Task to complete:
Find the lines that include the string "React" and report how many there are. Give no other text.

Records from a collection:
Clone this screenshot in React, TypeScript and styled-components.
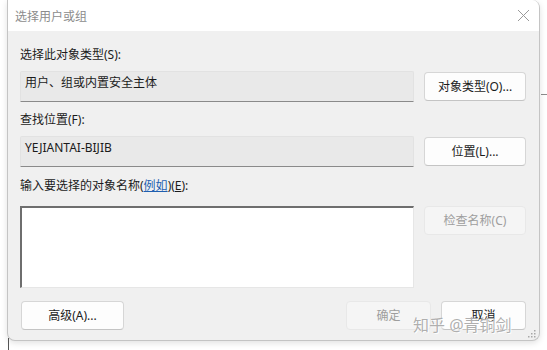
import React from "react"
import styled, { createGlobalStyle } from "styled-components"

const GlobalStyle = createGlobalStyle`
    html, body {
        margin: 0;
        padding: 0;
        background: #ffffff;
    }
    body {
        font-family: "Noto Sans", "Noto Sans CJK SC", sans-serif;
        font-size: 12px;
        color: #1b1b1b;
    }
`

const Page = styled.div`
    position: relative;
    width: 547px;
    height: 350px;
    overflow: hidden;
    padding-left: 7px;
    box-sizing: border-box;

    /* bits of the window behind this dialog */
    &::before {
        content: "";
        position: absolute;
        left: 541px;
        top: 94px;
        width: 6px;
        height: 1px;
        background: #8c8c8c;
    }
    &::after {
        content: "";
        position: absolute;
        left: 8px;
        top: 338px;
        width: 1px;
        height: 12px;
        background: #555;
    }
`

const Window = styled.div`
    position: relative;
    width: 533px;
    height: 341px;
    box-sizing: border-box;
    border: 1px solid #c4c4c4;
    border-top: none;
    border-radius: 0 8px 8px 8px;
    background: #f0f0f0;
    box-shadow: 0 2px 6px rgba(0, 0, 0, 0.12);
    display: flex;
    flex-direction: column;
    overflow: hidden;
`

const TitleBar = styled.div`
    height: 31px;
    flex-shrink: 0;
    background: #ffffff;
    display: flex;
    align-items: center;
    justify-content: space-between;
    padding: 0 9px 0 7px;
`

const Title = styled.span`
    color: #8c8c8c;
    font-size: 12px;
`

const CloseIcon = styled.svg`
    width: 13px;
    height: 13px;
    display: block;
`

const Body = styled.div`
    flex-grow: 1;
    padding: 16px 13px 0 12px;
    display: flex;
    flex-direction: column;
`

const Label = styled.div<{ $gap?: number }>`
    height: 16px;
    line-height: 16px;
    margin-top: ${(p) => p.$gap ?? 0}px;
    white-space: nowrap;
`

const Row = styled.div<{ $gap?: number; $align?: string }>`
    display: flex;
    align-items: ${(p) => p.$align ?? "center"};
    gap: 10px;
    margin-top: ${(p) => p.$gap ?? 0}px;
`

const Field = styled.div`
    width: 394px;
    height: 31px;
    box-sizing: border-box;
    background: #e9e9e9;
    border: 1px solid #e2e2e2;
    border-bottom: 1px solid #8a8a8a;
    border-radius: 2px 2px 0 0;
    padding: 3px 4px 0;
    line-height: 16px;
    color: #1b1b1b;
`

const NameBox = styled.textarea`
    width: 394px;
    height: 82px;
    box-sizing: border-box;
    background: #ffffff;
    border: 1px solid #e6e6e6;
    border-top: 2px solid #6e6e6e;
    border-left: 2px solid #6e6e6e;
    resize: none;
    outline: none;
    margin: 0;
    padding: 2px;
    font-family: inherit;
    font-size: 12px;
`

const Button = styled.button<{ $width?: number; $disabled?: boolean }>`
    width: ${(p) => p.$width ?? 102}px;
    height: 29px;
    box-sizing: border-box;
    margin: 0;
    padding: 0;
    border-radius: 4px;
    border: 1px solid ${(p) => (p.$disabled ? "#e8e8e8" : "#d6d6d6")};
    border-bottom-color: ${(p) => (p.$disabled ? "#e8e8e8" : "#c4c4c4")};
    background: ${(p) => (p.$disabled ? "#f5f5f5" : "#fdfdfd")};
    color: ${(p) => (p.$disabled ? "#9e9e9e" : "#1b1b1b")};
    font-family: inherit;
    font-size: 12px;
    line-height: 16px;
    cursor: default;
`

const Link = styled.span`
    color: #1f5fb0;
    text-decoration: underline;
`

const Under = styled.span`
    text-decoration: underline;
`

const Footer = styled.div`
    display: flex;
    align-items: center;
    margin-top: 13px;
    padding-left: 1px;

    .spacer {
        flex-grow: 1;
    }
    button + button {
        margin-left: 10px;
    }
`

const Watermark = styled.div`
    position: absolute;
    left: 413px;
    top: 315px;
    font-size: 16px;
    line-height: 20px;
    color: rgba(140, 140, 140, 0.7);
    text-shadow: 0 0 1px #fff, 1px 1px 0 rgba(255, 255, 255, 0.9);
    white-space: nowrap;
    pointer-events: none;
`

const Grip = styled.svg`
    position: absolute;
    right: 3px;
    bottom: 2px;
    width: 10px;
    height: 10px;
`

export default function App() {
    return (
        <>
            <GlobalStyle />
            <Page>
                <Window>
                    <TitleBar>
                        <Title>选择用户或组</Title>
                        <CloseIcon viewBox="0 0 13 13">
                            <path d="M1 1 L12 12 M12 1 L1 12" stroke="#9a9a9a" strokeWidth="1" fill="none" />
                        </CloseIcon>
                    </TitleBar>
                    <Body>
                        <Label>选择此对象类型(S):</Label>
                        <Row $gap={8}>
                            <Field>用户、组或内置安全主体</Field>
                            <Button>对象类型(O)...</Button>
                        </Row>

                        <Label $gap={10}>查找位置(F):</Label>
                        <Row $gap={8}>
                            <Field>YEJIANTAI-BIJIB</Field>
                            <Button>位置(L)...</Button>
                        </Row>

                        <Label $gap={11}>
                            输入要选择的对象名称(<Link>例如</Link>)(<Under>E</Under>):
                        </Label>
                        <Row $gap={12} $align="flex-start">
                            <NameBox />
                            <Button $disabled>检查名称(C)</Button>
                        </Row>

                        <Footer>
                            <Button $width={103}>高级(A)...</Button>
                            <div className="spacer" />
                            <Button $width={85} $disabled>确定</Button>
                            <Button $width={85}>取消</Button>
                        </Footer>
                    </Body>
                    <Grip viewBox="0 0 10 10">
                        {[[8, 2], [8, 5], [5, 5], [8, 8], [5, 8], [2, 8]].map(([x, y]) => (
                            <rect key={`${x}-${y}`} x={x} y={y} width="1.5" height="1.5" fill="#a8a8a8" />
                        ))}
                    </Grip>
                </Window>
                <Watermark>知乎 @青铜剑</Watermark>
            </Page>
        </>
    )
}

* * *

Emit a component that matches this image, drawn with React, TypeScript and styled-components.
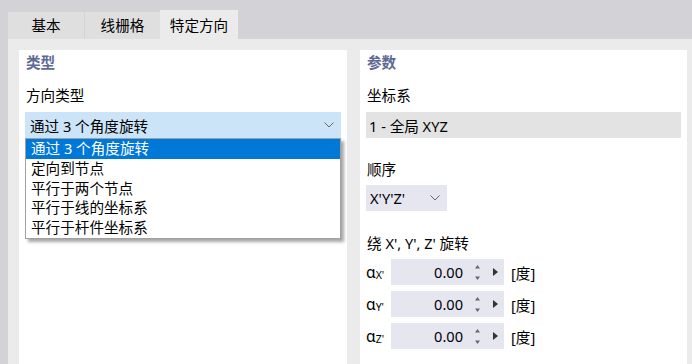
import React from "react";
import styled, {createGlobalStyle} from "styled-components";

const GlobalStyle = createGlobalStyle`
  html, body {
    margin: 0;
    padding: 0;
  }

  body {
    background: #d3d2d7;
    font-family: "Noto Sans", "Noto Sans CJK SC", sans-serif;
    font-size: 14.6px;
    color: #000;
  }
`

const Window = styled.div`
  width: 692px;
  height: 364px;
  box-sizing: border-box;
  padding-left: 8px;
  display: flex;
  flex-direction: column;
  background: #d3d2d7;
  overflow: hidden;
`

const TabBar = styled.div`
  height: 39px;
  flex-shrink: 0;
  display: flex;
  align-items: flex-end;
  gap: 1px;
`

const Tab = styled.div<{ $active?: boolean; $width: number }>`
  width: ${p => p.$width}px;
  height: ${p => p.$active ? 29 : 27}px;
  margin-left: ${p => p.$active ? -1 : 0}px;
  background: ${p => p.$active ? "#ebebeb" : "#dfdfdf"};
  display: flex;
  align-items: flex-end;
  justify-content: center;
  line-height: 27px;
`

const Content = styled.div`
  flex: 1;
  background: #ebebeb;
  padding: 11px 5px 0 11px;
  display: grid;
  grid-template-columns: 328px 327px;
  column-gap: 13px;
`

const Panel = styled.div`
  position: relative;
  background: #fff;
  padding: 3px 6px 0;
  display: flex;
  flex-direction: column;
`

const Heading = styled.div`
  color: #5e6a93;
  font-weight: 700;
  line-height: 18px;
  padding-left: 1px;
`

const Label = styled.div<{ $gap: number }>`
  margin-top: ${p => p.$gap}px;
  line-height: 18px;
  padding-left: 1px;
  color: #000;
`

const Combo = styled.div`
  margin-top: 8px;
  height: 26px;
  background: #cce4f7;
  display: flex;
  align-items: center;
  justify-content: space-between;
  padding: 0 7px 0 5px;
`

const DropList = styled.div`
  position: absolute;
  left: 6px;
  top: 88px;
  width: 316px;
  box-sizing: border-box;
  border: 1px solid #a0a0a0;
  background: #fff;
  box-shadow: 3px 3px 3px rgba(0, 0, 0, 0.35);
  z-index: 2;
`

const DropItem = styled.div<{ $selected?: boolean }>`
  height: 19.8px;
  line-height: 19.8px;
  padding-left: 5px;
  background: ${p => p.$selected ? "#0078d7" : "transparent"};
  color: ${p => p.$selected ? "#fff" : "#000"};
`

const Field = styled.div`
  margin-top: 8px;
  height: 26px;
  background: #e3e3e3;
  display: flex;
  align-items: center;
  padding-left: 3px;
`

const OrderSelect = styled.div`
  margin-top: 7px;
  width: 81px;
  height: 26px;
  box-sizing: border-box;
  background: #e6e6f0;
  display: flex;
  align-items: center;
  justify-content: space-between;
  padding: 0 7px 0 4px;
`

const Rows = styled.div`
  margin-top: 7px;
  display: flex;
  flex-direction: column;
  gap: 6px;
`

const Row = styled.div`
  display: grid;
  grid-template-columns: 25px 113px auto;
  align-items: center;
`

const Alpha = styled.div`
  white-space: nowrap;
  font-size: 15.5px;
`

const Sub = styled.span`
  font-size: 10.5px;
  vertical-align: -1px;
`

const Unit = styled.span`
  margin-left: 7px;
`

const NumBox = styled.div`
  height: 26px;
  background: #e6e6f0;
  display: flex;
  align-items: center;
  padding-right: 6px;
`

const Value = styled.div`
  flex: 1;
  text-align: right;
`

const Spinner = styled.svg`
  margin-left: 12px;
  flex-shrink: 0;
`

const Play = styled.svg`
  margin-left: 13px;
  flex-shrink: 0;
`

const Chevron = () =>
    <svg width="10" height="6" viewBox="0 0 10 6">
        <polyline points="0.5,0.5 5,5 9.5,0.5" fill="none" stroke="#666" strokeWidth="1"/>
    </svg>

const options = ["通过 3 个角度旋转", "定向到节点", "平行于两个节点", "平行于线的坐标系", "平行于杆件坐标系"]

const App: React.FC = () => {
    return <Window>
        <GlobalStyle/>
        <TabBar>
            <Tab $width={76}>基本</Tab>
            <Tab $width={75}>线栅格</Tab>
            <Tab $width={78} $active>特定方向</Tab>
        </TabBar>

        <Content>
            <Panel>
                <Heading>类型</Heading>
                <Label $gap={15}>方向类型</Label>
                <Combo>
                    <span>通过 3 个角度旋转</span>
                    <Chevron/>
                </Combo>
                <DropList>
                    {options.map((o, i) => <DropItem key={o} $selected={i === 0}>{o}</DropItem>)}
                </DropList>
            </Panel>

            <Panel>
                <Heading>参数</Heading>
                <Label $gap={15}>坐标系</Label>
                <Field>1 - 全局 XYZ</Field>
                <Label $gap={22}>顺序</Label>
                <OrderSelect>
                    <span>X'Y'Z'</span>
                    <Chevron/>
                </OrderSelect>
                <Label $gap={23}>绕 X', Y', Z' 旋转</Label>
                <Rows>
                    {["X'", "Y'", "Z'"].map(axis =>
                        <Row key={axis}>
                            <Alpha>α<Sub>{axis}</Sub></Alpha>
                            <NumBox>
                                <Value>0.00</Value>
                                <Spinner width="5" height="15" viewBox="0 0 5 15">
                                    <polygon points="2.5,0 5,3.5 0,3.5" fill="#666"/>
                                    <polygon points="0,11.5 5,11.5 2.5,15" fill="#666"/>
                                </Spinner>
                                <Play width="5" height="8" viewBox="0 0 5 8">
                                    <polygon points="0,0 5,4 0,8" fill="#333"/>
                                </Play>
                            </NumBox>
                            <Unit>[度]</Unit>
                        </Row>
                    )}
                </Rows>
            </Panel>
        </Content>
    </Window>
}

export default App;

Response for this exercise:
5